We know through clients of our Pro Bono Program just how hard a cancer diagnosis can hit. One of the main tasks our volunteer financial planners undertake is helping cancer patients access insurance attached to their superannuation policies. This is often a welcome surprise for people affected by cancer, many of whom don’t even know the insurance exists. This boost to their bank account during a very difficult time provides immeasurable emotional and practical relief as some of their financial burden is lifted and they can instead focus on their health. However, legislation changes coming into effect may mean that accessing much needed life or TPD insurance attached to superannuation is no longer an option for some people facing significant health conditions.

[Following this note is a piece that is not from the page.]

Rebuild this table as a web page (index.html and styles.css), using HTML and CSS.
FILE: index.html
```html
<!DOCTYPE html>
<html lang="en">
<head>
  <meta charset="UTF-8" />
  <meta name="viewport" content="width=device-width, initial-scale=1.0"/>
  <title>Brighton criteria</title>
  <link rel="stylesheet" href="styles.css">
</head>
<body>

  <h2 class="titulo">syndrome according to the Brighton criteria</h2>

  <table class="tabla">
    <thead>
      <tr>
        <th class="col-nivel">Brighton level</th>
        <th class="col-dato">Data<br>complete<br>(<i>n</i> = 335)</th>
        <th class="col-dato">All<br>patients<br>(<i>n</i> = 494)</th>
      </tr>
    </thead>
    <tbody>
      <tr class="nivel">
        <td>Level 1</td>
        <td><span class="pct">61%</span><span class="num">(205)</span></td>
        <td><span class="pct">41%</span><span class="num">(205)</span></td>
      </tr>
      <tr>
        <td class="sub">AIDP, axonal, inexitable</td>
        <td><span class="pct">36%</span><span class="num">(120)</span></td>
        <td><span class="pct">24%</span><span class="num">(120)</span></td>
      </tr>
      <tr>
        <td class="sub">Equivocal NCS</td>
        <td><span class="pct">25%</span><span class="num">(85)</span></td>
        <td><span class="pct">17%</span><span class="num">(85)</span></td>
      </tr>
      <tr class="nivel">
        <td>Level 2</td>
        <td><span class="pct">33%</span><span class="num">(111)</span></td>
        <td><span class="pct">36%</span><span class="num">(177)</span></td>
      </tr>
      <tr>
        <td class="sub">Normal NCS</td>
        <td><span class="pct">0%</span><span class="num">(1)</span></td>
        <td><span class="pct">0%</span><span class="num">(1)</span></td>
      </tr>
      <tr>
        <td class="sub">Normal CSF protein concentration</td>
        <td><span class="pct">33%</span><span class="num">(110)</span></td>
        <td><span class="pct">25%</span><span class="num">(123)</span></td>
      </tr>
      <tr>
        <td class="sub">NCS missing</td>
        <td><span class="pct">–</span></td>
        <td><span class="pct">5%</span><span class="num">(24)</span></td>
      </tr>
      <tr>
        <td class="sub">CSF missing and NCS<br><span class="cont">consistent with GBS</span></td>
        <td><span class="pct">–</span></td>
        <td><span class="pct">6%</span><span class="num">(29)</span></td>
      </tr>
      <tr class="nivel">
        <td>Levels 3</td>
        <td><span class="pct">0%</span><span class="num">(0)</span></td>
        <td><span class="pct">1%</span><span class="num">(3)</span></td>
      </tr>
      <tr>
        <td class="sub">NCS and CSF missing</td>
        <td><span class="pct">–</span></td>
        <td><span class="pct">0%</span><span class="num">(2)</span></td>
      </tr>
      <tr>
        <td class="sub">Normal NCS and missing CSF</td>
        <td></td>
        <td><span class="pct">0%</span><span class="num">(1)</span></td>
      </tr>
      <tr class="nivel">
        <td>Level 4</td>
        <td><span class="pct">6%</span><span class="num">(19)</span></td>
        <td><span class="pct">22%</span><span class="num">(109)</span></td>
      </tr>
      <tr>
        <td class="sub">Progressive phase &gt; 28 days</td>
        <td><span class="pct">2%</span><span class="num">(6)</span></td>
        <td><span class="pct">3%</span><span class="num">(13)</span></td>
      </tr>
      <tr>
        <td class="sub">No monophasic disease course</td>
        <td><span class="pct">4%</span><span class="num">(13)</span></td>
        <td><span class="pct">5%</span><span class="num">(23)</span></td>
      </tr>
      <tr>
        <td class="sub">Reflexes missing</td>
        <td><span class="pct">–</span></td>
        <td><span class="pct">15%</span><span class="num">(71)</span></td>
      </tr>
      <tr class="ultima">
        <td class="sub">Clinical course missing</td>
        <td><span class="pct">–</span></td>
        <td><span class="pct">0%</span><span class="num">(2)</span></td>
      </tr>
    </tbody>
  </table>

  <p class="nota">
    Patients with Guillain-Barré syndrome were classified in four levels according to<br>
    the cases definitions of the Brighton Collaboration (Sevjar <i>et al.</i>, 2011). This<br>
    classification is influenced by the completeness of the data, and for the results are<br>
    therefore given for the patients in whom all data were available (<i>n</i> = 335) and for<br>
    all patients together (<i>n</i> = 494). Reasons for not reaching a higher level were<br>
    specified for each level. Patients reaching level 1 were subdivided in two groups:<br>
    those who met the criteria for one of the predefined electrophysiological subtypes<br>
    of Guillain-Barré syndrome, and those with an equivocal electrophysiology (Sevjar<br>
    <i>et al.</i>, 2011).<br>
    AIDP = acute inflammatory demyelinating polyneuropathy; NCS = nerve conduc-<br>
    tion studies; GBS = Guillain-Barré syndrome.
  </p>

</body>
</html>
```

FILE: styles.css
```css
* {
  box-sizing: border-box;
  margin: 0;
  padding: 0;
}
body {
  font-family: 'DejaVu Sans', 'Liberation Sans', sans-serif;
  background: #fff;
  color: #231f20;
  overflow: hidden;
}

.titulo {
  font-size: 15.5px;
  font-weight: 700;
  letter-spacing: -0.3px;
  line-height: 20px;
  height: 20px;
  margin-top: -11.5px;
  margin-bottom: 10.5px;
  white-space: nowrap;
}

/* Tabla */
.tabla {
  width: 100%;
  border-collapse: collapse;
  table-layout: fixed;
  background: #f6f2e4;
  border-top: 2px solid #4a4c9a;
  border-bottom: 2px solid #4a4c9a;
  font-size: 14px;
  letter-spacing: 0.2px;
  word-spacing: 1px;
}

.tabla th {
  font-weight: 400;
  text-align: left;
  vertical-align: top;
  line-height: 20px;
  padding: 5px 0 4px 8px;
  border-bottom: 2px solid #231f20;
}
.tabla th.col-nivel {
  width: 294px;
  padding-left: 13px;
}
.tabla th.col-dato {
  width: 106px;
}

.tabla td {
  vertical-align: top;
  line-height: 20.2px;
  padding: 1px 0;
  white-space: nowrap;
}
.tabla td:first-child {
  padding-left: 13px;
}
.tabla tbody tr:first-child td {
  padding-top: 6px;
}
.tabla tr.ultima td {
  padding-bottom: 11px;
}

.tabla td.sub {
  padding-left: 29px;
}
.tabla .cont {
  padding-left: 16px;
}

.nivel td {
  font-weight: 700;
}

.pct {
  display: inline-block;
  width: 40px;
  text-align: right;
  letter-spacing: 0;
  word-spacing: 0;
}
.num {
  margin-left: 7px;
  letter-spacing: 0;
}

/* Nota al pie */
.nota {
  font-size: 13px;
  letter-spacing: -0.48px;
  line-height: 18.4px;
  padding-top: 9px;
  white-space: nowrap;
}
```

To give some context, legislation was recently introduced to protect Australians’ superannuation savings from undue erosion by fees and insurance premiums. These amendments include cancelling insurance policies attached to superannuation funds that are considered inactive (have received no contributions or rollovers for more than 16 months). Funds were required to notify anyone with an account with insurance that it will be cancelled. People have until 30 June to either opt in to keep their insurance, or to make a contribution to their account so that the insurance remains.
There are many instances when cancer patients or carers will have taken significant time off work for treatment or to care for someone, resulting in no contributions for 16 months. These people might seek to access life insurance or total and permanent disability insurance (TPD) attached to their superannuation, however after 1 July this insurance will be cancelled and unavailable to them at a time when they are most in need. Also, there are patients who have taken a lot of time off work but may not yet be eligible to access insurance. However, if their insurance is cancelled, they will not be able to claim in the future once they become eligible.
Many of the people we assist don’t know that there is insurance attached to their superannuation fund. Additionally, people may not be opening mail or reading emails from their superannuation fund, particularly while going through treatment or at another stressful time. So, it’s likely that those affected will not be aware this insurance will be cancelled and could be left in the lurch at a time when they need support the most.
To any readers who think this news might concern them, we recommend you contact your superannuation fund before July 1st to check what sort of insurance might be available to you and how you can continue your cover.